Guantánamo, la torture et l’amitié : comment nous avons réalisé My Brother’s Keeper

Le réalisateur du documentaire du Guardian, récompensé par un Bafta, explique comment il a été réalisé et a transcendé les stéréotypes.

Comment avez-vous découvert Mohamedou et Steve ?

J’ai entendu parler de Mohamedou Ould Salahi pour la première fois en décembre 2014, lorsque mon rédacteur en chef du Guardian de l’époque, Mustafa Khalili, m’a demandé de réaliser un court métrage d’animation sur les mémoires à succès de [Salahi], Guantánamo Diary. C’est grâce à ce projet que j’ai rencontré l’avocate de Mohamedou, Nancy Hollander, et nous avons ensuite commencé à discuter de la possibilité de réaliser ensemble un documentaire à plus long terme.

Fait remarquable, le livre de Mohamedou a été écrit et publié alors qu’il était encore prisonnier à Guantánamo. Il décrit de manière saisissante sa « restitution extraordinaire » de son pays natal, la Mauritanie, vers la Jordanie, l’Afghanistan et enfin Cuba, ainsi que les interrogatoires et les actes de torture déchirants qui ont suivi (appelés par euphémisme « mesures spéciales »). Tout au long de ses 15 années d’incarcération, Mohamedou n’a jamais été accusé d’un crime par les autorités américaines.

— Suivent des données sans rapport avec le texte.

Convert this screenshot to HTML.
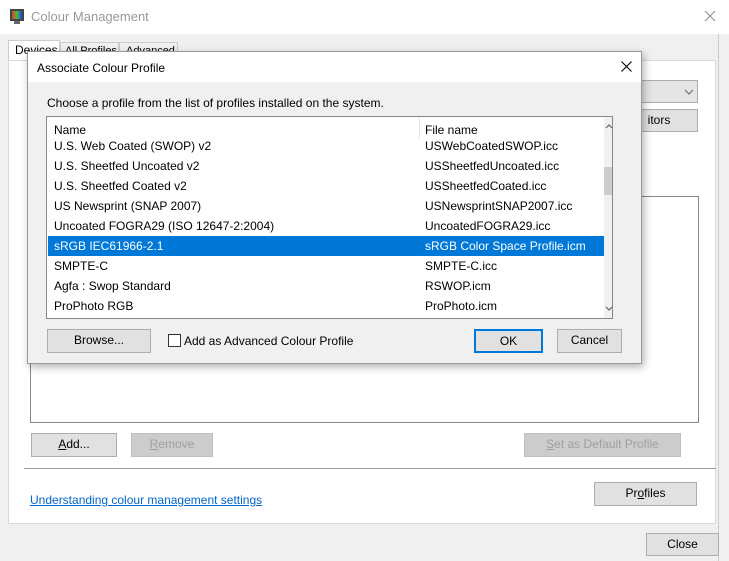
<!DOCTYPE html>
<html><head><style>
*{box-sizing:border-box;margin:0;padding:0}
body{width:729px;height:561px;overflow:hidden;background:#f0f0f0;font-family:"Liberation Sans",sans-serif;font-size:12px;color:#000;position:relative;white-space:nowrap}
.a{position:absolute}
.btn{position:absolute;background:#e1e1e1;border:1px solid #adadad;text-align:center;line-height:21px;font-size:12px}
.dis{color:#a0a0a0;background:#cccccc;border-color:#bfbfbf}
.row{position:absolute;left:48px;width:556px;height:20px;line-height:20px}
.row span{position:absolute}
.row .n{left:6px}.row .f{left:377px}
</style></head><body>
<div class="a" style="left:0;top:0;width:729px;height:34px;background:#fff"></div>
<div class="a" style="left:10px;top:9px;width:14px;height:12px;background:linear-gradient(90deg,#e33,#3c3,#33e);border:2px solid #444"></div>
<div class="a" style="left:14px;top:21px;width:6px;height:3px;background:#666"></div>
<div class="a" style="left:31px;top:9px;color:#999;font-size:13px">Colour Management</div>
<svg class="a" style="left:704px;top:10px" width="12" height="12"><path d="M1 1L11 11M11 1L1 11" stroke="#888" stroke-width="1"/></svg>
<div class="a" style="left:718px;top:34px;width:1px;height:527px;background:#ccc"></div>
<div class="a" style="left:8px;top:40px;width:52px;height:22px;background:#fff;border:1px solid #ccc;border-bottom:none;padding:2px 0 0 6px">Devices</div>
<div class="a" style="left:60px;top:42px;width:59px;height:18px;border:1px solid #ccc;padding:2px 0 0 4px;font-size:11px">All Profiles</div>
<div class="a" style="left:119px;top:42px;width:59px;height:18px;border:1px solid #ccc;padding:2px 0 0 6px;font-size:11px">Advanced</div>
<div class="a" style="left:8px;top:60px;width:708px;height:464px;background:#fff;border:1px solid #d9d9d9"></div>
<div class="a" style="left:620px;top:80px;width:78px;height:23px;background:#e5e5e5;border:1px solid #adadad"><svg class="a" style="left:63px;top:8px" width="10" height="6"><path d="M1 1L5 5L9 1" stroke="#666" fill="none"/></svg></div>
<div class="btn" style="left:620px;top:109px;width:78px;height:23px">itors</div>
<div class="a" style="left:30px;top:196px;width:669px;height:227px;border:1px solid #828790;background:#fff"></div>
<div class="btn" style="left:31px;top:433px;width:86px;height:24px"><u>A</u>dd...</div>
<div class="btn dis" style="left:131px;top:433px;width:82px;height:24px"><u>R</u>emove</div>
<div class="btn dis" style="left:524px;top:433px;width:157px;height:24px"><u>S</u>et as Default Profile</div>
<div class="a" style="left:24px;top:468px;width:692px;height:1px;background:#a0a0a0"></div>
<div class="a" style="left:30px;top:493px;color:#0066cc;text-decoration:underline">Understanding colour management settings</div>
<div class="btn" style="left:594px;top:482px;width:103px;height:24px">Pr<u>o</u>files</div>
<div class="btn" style="left:646px;top:533px;width:73px;height:23px">Close</div>

<div class="a" style="left:27px;top:51px;width:615px;height:313px;background:#f0f0f0;border:1px solid #999;box-shadow:2px 3px 8px rgba(0,0,0,.3)">
<div class="a" style="left:0;top:0;width:613px;height:30px;background:#fff"></div>
<div class="a" style="left:9px;top:9px;font-size:12px">Associate Colour Profile</div>
<svg class="a" style="left:593px;top:9px" width="11" height="11"><path d="M0.5 0.5L10.5 10.5M10.5 0.5L0.5 10.5" stroke="#000" stroke-width="1.1"/></svg>
<div class="a" style="left:19px;top:44px">Choose a profile from the list of profiles installed on the system.</div>
</div>
<div class="a" style="left:46px;top:116px;width:567px;height:203px;border:1px solid #828790;background:#fff;overflow:hidden">
<div class="a" style="left:7px;top:6px">Name</div>
<div class="a" style="left:372px;top:0;width:1px;height:22px;background:#e5e5e5"></div>
<div class="a" style="left:378px;top:6px">File name</div>
<div class="a" style="left:557px;top:0;width:9px;height:201px;background:#f0f0f0"></div>
<div class="a" style="left:557px;top:50px;width:16px;height:28px;background:#cdcdcd"></div>
<svg class="a" style="left:558px;top:6px" width="8" height="6"><path d="M1 5L4 2L7 5" stroke="#555" fill="none"/></svg>
<svg class="a" style="left:558px;top:189px" width="8" height="6"><path d="M1 1L4 4L7 1" stroke="#555" fill="none"/></svg>
</div>
<div class="row" style="top:136px"><span class="n">U.S. Web Coated (SWOP) v2</span><span class="f">USWebCoatedSWOP.icc</span></div>
<div class="row" style="top:156px"><span class="n">U.S. Sheetfed Uncoated v2</span><span class="f">USSheetfedUncoated.icc</span></div>
<div class="row" style="top:176px"><span class="n">U.S. Sheetfed Coated v2</span><span class="f">USSheetfedCoated.icc</span></div>
<div class="row" style="top:196px"><span class="n">US Newsprint (SNAP 2007)</span><span class="f">USNewsprintSNAP2007.icc</span></div>
<div class="row" style="top:216px"><span class="n">Uncoated FOGRA29 (ISO 12647-2:2004)</span><span class="f">UncoatedFOGRA29.icc</span></div>
<div class="row" style="top:236px;background:#0078d7;color:#fff"><span class="n">sRGB IEC61966-2.1</span><span class="f">sRGB Color Space Profile.icm</span></div>
<div class="row" style="top:256px"><span class="n">SMPTE-C</span><span class="f">SMPTE-C.icc</span></div>
<div class="row" style="top:276px"><span class="n">Agfa : Swop Standard</span><span class="f">RSWOP.icm</span></div>
<div class="row" style="top:296px;height:21px"><span class="n">ProPhoto RGB</span><span class="f">ProPhoto.icm</span></div>
<div class="btn" style="left:47px;top:329px;width:104px;height:24px">Browse...</div>
<div class="a" style="left:168px;top:334px;width:13px;height:13px;border:1px solid #333;background:#fff"></div>
<div class="a" style="left:184px;top:334px">Add as Advanced Colour Profile</div>
<div class="btn" style="left:474px;top:329px;width:69px;height:24px;border:2px solid #0078d7;line-height:20px">OK</div>
<div class="btn" style="left:557px;top:329px;width:65px;height:24px">Cancel</div>
</body></html>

Malgré cette terrible épreuve, ses mémoires révèlent un être humain compatissant, chaleureux et intellectuellement riche, pris dans les filets de la paranoïa de l’après-11 septembre, et dont la compréhension astucieuse de la langue et de la prose est non seulement très accessible, mais aussi profondément émouvante.

Mohamedou avait exprimé le souhait que ses premiers moments de liberté soient documentés par une caméra. Nancy m’a donc invité à la rejoindre à Nouakchott quelques jours après sa libération en 2016. Mohamedou et moi avons tout de suite cliqué et j’ai eu le sentiment que son parcours après sa libération mériterait d’être exploré. Heureusement pour moi, Mohamedou est un grand fan de cinéma (notamment des comédies d’Adam Sandler), en plus d’être un incorrigible frimeur, donc il était vraiment attiré par l’idée de réaliser un documentaire.

Comment avez-vous procédé pour réaliser ce documentaire ? Combien de temps cela a-t-il pris au total ?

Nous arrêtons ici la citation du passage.